Complex solver despite real input

Hello,

I am dealing with Maxwell equations and want to have a vector-valued electical field whose components are complex values [Ex,Ey,Ez]. The imaginary part of each of the three components corresponds to the phase phi, which is equal for all three components of the vector [Ex+1i*phi, Ey+1i*phi, Ez+1i*phi]. This allows to formulate the problem depending on four real inputs Ex,Ey,Ez,phi but requires a complex solver due to appearing imaginary i’s within the integrals. They appear due to the product rule as (dx(Ex)+1i*Ex*dx(phi))*exp(1i*phi). Is it possible to define a complex solver without complex inputs and correspondingly non-complex fespace? And how do I have to deal with the separation of Ex*dx(phi), since from my understanding Ex and dx(phi) are not allowed as product in a single integral?

Thanks in advance!

I think you can just define the two groups of FE spaces, once corresponding to real parts, and the other to imaginary ones, and work out the complex operations by hand, i.e., exp(1iphi)=cos(phi) + 1isin(phi).

Thanks for the reply.

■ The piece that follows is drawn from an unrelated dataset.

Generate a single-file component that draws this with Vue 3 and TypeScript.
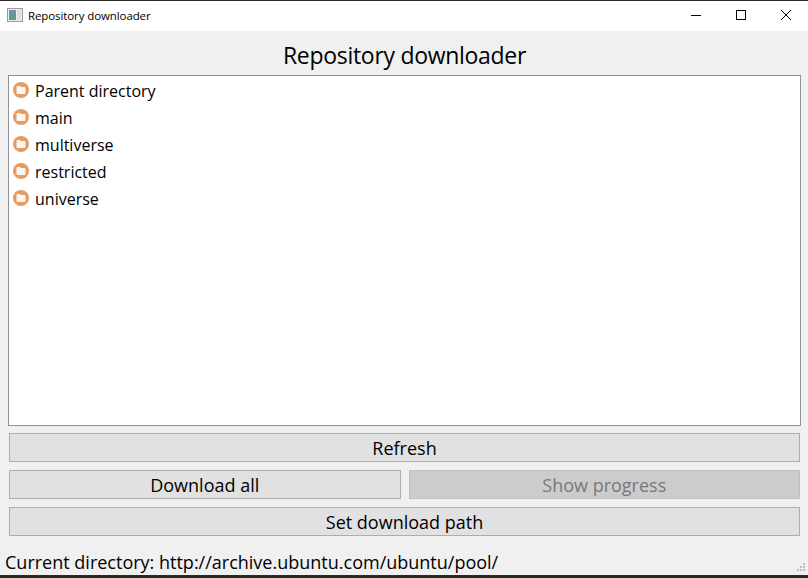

I’m not sure how to incorporate this, since the problem is formulated on the mesh object, hence a differentiation of the fespaces is solely via the components of the unknown and test function possible. Is this sufficient for including inmaginary i in the problem definition despite the real inputs?
Defining two separate real problems with real and imaginary components is possible, unfortunately, the angle phi would still be required in the imaginary part, though being real in reality. Thus I would get the components [Exreal+i*Eximaginary, Eyreal+i*Eyimaginary, Ezreal+i*Ezimaginary] from the two individual real-valued problems problemreal([Exreal,Eyreal,Ezreal,phireal],[vxreal,vyreal,vzreal,psireal])=..., and problemimaginary([Eximaginary,Eyimaginary,Ezimaginary,phireal],[vximaginary,vyimaginary,vzimaginary,psireal])=... but in analogy to the E-components I can not derive the angle phi.

I am not sure I understand the problem. With the finite element method, you can describe linear operations thus create their discrete version, matrices. The phase appears nonlinearly in the problem. It is hard to understand the problem only by the arguments of the variational form.

I described my problem in this post
already and it appeared to be too difficult or off-topic for most, so I didnt get a reply. Thus, I reduced my question and formulated it more generally. In the betweentime i tried to approach my problem differently and do not want to use the unknown and test function as complex since the real valued components are of interest and the imaginary argument is equal for all spatial components.

I am still unsure I understand the problem. I think you should define everything as complex variables. I you have to set some term to be real, specify the real part, and set the imaginary part of that complex variable to zero. I think if your math is correct, you will get the result you want, i.e., the real part will be nonzero, and the imaginary part will differ from zero only up to rounding precision (ofc, if discretization/solver are set properly).